* _Objective_
Using the listing below, please gather every line containing the word "page".

* _Data extract_

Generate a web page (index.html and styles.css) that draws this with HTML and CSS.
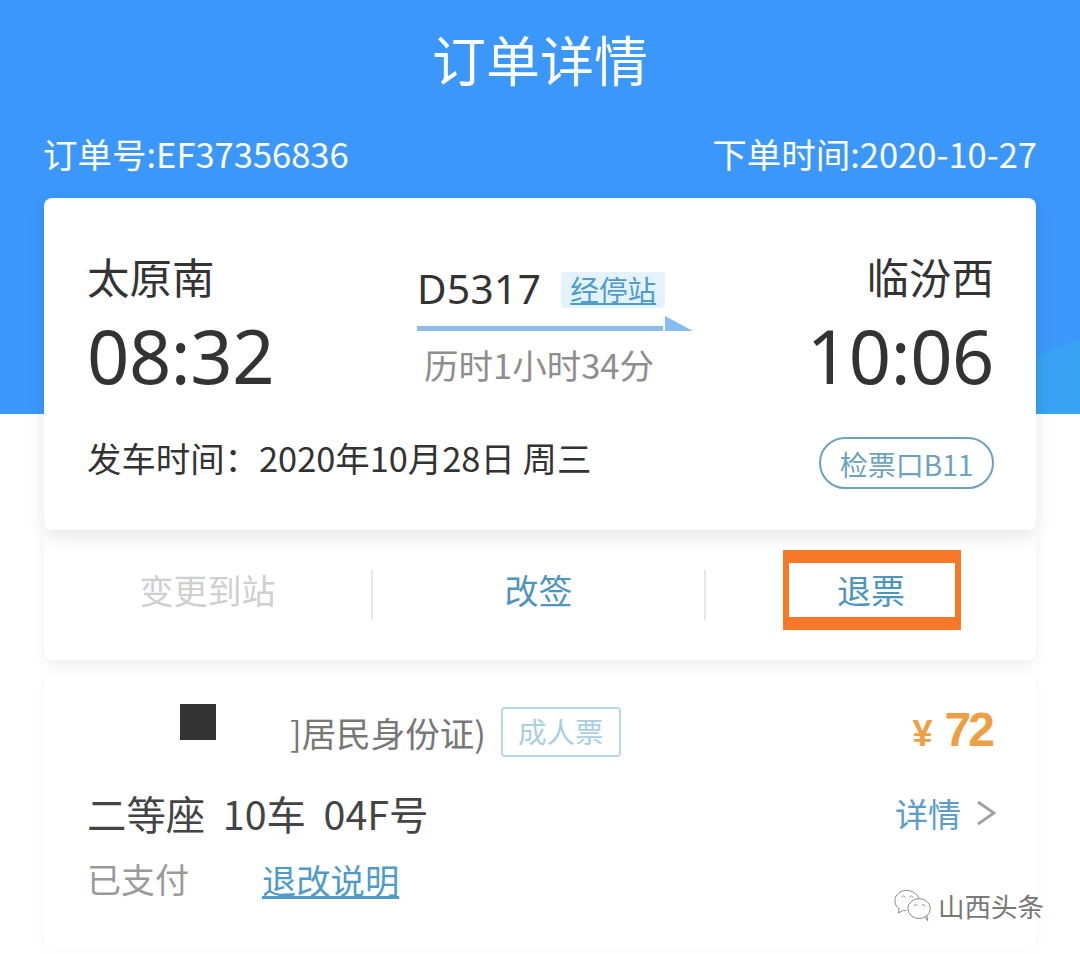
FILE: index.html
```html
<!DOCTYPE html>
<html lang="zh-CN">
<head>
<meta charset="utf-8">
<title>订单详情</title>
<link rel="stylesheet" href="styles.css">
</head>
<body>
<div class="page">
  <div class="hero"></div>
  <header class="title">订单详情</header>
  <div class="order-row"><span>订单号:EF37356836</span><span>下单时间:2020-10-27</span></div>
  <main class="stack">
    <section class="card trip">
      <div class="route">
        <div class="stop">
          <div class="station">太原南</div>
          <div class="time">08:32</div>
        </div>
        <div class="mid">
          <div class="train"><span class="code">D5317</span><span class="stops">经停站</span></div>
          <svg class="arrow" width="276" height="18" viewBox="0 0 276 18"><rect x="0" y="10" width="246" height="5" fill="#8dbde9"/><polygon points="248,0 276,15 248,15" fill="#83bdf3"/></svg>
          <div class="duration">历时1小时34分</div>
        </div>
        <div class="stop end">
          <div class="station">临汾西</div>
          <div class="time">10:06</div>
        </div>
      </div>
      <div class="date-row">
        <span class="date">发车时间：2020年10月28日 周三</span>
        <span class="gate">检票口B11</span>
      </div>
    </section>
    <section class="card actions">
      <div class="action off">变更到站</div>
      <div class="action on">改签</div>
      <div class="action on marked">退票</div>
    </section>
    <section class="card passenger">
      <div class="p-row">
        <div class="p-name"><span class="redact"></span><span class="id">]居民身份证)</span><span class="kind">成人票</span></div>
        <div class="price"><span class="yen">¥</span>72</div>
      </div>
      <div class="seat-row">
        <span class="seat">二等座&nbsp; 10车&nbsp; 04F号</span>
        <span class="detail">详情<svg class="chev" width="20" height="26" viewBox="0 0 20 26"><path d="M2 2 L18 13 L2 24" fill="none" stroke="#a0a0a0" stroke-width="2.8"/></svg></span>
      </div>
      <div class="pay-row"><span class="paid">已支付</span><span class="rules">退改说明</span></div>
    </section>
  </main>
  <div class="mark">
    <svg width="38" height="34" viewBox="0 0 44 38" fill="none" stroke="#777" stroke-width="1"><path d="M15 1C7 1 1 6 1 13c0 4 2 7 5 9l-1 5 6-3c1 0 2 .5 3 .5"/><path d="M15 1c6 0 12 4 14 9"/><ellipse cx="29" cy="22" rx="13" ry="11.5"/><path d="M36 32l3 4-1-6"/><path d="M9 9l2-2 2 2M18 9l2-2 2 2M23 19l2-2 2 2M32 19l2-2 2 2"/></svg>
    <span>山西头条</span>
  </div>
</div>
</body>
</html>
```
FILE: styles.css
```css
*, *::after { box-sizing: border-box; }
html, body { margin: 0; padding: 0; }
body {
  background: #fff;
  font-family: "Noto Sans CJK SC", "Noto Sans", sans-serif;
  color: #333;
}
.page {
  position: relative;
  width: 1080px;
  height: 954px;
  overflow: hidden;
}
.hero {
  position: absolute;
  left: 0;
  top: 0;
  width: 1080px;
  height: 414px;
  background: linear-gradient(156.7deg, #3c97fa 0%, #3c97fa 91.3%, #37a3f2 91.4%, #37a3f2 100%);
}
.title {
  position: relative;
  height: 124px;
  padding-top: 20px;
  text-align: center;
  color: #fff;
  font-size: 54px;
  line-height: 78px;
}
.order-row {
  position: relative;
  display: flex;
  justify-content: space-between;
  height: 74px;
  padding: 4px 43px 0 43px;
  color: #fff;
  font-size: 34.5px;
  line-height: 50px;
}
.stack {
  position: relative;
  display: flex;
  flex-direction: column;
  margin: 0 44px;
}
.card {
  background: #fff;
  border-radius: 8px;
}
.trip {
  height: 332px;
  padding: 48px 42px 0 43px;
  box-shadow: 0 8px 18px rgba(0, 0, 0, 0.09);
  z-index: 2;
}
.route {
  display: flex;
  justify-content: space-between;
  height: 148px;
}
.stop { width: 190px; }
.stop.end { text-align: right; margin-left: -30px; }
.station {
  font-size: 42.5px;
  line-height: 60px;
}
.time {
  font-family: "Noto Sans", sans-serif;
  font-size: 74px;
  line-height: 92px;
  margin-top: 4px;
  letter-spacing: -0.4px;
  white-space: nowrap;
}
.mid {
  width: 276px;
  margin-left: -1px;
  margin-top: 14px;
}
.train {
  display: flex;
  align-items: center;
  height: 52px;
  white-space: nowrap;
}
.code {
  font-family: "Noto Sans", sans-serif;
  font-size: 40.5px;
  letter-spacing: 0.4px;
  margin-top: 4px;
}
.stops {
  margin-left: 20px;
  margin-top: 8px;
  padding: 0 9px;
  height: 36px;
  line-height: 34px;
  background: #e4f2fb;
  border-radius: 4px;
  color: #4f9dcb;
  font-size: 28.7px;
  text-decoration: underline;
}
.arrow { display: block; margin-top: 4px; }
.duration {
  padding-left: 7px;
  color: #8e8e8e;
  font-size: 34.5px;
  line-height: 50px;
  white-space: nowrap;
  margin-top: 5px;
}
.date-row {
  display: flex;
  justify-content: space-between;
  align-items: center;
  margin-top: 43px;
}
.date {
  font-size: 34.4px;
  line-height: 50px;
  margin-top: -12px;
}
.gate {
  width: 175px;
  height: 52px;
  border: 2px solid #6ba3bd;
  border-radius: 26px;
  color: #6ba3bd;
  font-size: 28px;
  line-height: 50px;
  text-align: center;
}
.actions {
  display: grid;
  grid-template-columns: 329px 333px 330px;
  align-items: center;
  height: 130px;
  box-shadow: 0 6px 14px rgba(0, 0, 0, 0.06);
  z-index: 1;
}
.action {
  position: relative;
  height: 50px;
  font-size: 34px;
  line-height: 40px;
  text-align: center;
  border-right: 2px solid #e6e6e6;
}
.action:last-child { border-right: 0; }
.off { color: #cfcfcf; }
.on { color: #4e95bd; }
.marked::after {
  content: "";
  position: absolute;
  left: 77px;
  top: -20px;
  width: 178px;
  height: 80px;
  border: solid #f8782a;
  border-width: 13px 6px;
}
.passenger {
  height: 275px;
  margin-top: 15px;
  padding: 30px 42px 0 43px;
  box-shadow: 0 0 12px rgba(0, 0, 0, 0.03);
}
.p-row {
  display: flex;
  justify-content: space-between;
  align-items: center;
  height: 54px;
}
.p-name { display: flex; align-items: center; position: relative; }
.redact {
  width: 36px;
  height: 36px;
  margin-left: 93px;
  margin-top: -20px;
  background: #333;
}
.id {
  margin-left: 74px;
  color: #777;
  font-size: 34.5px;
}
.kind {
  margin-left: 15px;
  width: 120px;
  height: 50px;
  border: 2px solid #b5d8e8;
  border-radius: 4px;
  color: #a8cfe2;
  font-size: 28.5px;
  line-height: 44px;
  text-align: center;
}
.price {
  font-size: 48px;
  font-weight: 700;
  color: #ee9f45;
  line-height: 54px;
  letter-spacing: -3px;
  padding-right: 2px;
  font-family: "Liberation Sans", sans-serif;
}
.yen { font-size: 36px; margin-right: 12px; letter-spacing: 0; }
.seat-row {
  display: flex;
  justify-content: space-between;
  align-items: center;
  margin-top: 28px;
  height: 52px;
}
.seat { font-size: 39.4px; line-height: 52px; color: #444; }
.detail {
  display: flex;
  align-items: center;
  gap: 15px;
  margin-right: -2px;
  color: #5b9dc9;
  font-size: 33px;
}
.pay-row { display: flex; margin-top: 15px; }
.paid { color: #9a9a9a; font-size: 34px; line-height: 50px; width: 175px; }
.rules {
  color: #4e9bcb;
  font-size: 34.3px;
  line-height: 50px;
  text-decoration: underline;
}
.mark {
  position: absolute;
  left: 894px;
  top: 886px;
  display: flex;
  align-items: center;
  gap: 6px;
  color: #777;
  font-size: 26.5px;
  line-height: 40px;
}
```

* _Response to this exercise_
Generate a web page (index.html and styles.css) that draws this with HTML and CSS.
<div class="page">
.page {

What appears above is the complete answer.